Teams should map their own billing model before integrating. Useful questions include what counts as a billable event, where customer IDs live, how entitlements are enforced, how refunds should affect access, and which financial records need to be exported into accounting or internal analytics. Polar appears designed to reduce this work, but it cannot remove the need to define the business rules.

Trade-offs and caveats

Polar’s Merchant of Record model is a major part of its appeal, but it also means the operational relationship is more involved than simply adding a payment processor. Account reviews, acceptable-use rules, refunds, disputes, and payout mechanics deserve careful reading before launch. The pricing material also notes pass-through fees for some transactions and payout-related provider fees, so teams should model real scenarios rather than relying on the headline fee alone.

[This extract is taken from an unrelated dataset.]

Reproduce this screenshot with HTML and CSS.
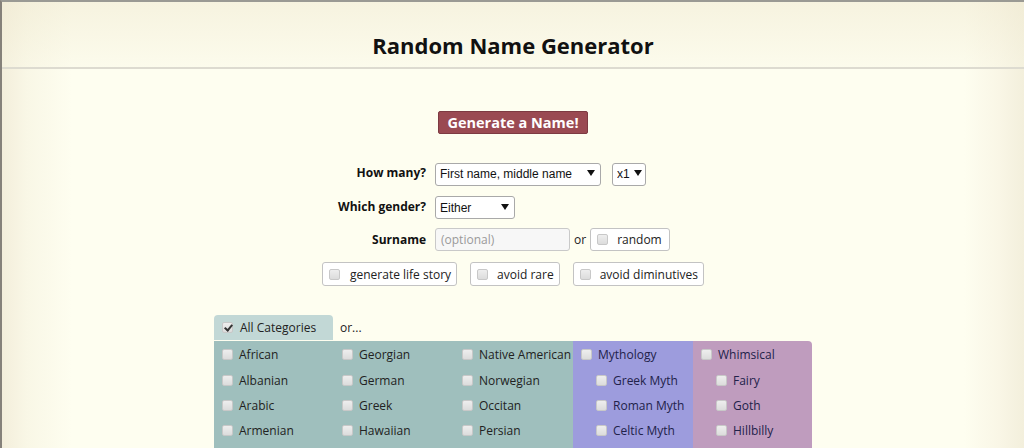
FILE: index.html
```html
<!DOCTYPE html>
<html lang="en">
<head>
<meta charset="utf-8">
<title>Random Name Generator</title>
<link rel="stylesheet" href="styles.css">
</head>
<body>
<div class="page">
  <header class="masthead">
    <h1 class="title">Random Name Generator</h1>
  </header>
  <main class="main">
    <button class="generate" type="button">Generate a Name!</button>

    <div class="form">
      <label class="flabel">How many?</label>
      <div class="fctrl">
        <span class="sel sel-many"><select><option>First name, middle name</option></select></span>
        <span class="sel sel-x"><select><option>x1</option></select></span>
      </div>

      <label class="flabel">Which gender?</label>
      <div class="fctrl">
        <span class="sel sel-gender"><select><option>Either</option></select></span>
      </div>

      <label class="flabel">Surname</label>
      <div class="fctrl">
        <input class="text" type="text" placeholder="(optional)">
        <span class="or">or</span>
        <label class="opt"><input type="checkbox" class="cb"><span>random</span></label>
      </div>
    </div>

    <div class="options">
      <label class="opt"><input type="checkbox" class="cb"><span>generate life story</span></label>
      <label class="opt"><input type="checkbox" class="cb"><span>avoid rare</span></label>
      <label class="opt"><input type="checkbox" class="cb"><span>avoid diminutives</span></label>
    </div>

    <section class="cats">
      <div class="tabs">
        <label class="tab"><input type="checkbox" class="cb" checked><span>All Categories</span></label>
        <span class="tab-or">or...</span>
      </div>
      <div class="grid">
        <div class="col teal">
          <label class="item"><input type="checkbox" class="cb"><span>African</span></label>
          <label class="item"><input type="checkbox" class="cb"><span>Albanian</span></label>
          <label class="item"><input type="checkbox" class="cb"><span>Arabic</span></label>
          <label class="item"><input type="checkbox" class="cb"><span>Armenian</span></label>
        </div>
        <div class="col teal">
          <label class="item"><input type="checkbox" class="cb"><span>Georgian</span></label>
          <label class="item"><input type="checkbox" class="cb"><span>German</span></label>
          <label class="item"><input type="checkbox" class="cb"><span>Greek</span></label>
          <label class="item"><input type="checkbox" class="cb"><span>Hawaiian</span></label>
        </div>
        <div class="col teal">
          <label class="item"><input type="checkbox" class="cb"><span>Native American</span></label>
          <label class="item"><input type="checkbox" class="cb"><span>Norwegian</span></label>
          <label class="item"><input type="checkbox" class="cb"><span>Occitan</span></label>
          <label class="item"><input type="checkbox" class="cb"><span>Persian</span></label>
        </div>
        <div class="col myth">
          <label class="item"><input type="checkbox" class="cb"><span>Mythology</span></label>
          <label class="item sub"><input type="checkbox" class="cb"><span>Greek Myth</span></label>
          <label class="item sub"><input type="checkbox" class="cb"><span>Roman Myth</span></label>
          <label class="item sub"><input type="checkbox" class="cb"><span>Celtic Myth</span></label>
        </div>
        <div class="col whim">
          <label class="item"><input type="checkbox" class="cb"><span>Whimsical</span></label>
          <label class="item sub"><input type="checkbox" class="cb"><span>Fairy</span></label>
          <label class="item sub"><input type="checkbox" class="cb"><span>Goth</span></label>
          <label class="item sub"><input type="checkbox" class="cb"><span>Hillbilly</span></label>
        </div>
      </div>
    </section>
  </main>
</div>
</body>
</html>
```

FILE: styles.css
```css
html, body {
  margin: 0;
  padding: 0;
  height: 100%;
}
body {
  font-family: "Open Sans", "DejaVu Sans", sans-serif;
  color: #111;
  background: #fefef0;
  overflow: hidden;
}
.page {
  min-height: 100%;
  box-sizing: border-box;
  border-top: 2px solid #9a9a94;
  border-left: 2px solid #85817a;
  background: linear-gradient(to right, #f3eedb 0, #f9f7e6 25px, #fefef0 70px, #fefef0 calc(100% - 60px), #f9f6e6 calc(100% - 25px), #f3efdc 100%);
}
.masthead {
  height: 65px;
  display: flex;
  align-items: flex-end;
  justify-content: center;
  border-bottom: 2px solid #dddbd0;
  background: linear-gradient(to bottom, rgba(240,234,210,0.55), rgba(248,246,228,0.35));
}
.title {
  margin: 0 0 7px 0;
  font-family: "Open Sans", sans-serif;
  font-weight: 700;
  font-size: 22px;
  line-height: 30px;
  color: #111;
}
.main {
  display: flex;
  flex-direction: column;
  align-items: center;
  padding-top: 42px;
}
.generate {
  font-family: "Open Sans", sans-serif;
  font-weight: 700;
  font-size: 14.5px;
  color: #fff;
  background: #9a4a52;
  border: 1px solid #7d3a42;
  border-radius: 2px;
  height: 23px;
  width: 150px;
  padding: 0;
  line-height: 20px;
}
.form {
  align-self: stretch;
  display: grid;
  grid-template-columns: 424px 1fr;
  column-gap: 9px;
  row-gap: 10.5px;
  margin-top: 27px;
}
.flabel {
  justify-self: end;
  align-self: center;
  font-weight: 700;
  font-size: 12px;
}
.fctrl {
  display: flex;
  align-items: center;
  gap: 11px;
  height: 23px;
}
.sel {
  position: relative;
  display: inline-block;
  height: 23px;
}
.sel select {
  appearance: none;
  -webkit-appearance: none;
  height: 23px;
  box-sizing: border-box;
  border: 1px solid #a9a9a9;
  border-radius: 3px;
  background: #fff;
  font-family: "Liberation Sans", Arial, sans-serif;
  font-size: 12px;
  color: #111;
  padding: 0 0 0 4px;
}
.sel::after {
  content: "";
  position: absolute;
  top: 9px;
  border-left: 4px solid transparent;
  border-right: 4px solid transparent;
  border-top: 6px solid #111;
  pointer-events: none;
}
.sel-many select { width: 166px; }
.sel-many::after { right: 6px; }
.sel-x select { width: 34px; padding-left: 4px; }
.sel-x::after { right: 4px; }
.sel-gender select { width: 80px; }
.sel-gender::after { right: 6px; }
.text {
  width: 135px;
  height: 23px;
  box-sizing: border-box;
  border: 1px solid #c9c9c9;
  border-radius: 3px;
  background: #f7f7f7;
  font-family: "Open Sans", sans-serif;
  font-size: 12px;
  padding: 0 5px;
}
.text::placeholder { color: #9a9a9a; }
.fctrl .or {
  font-size: 12px;
  color: #222;
  margin: 0 -7px 0 -7px;
}
.opt {
  display: inline-flex;
  align-items: center;
  gap: 9px;
  height: 24px;
  box-sizing: border-box;
  padding: 0 5px 0 6px;
  border: 1px solid #c3c3c3;
  border-radius: 3px;
  background: #fff;
  font-size: 12px;
  color: #222;
}
.opt:first-child { gap: 10px; }
.fctrl .opt { height: 23px; padding: 0 7px 0 6px; gap: 9px; }
.options {
  display: flex;
  gap: 13px;
  margin-top: 11px;
}
.cb {
  appearance: none;
  -webkit-appearance: none;
  margin: 0;
  width: 11px;
  height: 11px;
  box-sizing: border-box;
  border: 1px solid #c8c8c8;
  border-radius: 2px;
  background: linear-gradient(#eeeeee, #dcdcdc);
  position: relative;
  flex: none;
}
.cb:checked::after {
  content: "";
  position: absolute;
  left: 3px;
  top: 0px;
  width: 3px;
  height: 6px;
  border-right: 2px solid #333;
  border-bottom: 2px solid #333;
  transform: rotate(40deg);
}
.cats {
  width: 598px;
  margin-top: 29px;
  font-size: 12px;
  color: #222;
}
.tabs {
  display: flex;
  align-items: center;
  height: 25px;
}
.tab {
  width: 119px;
  height: 25px;
  box-sizing: border-box;
  display: flex;
  align-items: center;
  gap: 7px;
  padding-left: 8px;
  background: #c2d8d6;
  border-radius: 4px 4px 0 0;
  color: #222;
}
.tab-or {
  margin-left: 7px;
}
.grid {
  display: grid;
  grid-template-columns: 120px 120px 119px 120px 119px;
  margin-top: 1px;
}
.col {
  display: flex;
  flex-direction: column;
  padding-top: 1px;
  min-height: 120px;
}
.teal { background: #9fbfbd; }
.myth { background: #9d9cdd; }
.whim { background: #bf9cbe; border-radius: 0 4px 0 0; }
.item {
  height: 25.4px;
  display: flex;
  align-items: center;
  gap: 6px;
  padding-left: 8px;
  white-space: nowrap;
}
.item.sub { padding-left: 23px; }
.myth .item, .whim .item { color: #22224a; }
```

There is also a strategic decision around ownership. Polar’s docs say self-hosting is technically possible, while recommending the hosted service for full Merchant of Record benefits. That is a reasonable trade-off for many software businesses, but teams with strict infrastructure, compliance, or jurisdictional requirements should evaluate whether the hosted model fits their constraints.

Editorial verdict

Polar is best understood as developer-first billing infrastructure for software businesses whose pricing is more complex than a single flat subscription. The strongest part of the positioning is the combination of usage billing, entitlements, Merchant of Record handling, finance visibility, and AI-era cost awareness in one product surface.

The caveat is that billing is never a casual integration. Polar can simplify a large amount of commercial infrastructure, but the product still sits close to revenue, customer access, tax handling, and financial records. For teams building APIs, AI products, or developer tools with metered usage, it is a strong candidate to evaluate carefully. For very simple products, it may be more platform than the launch actually needs.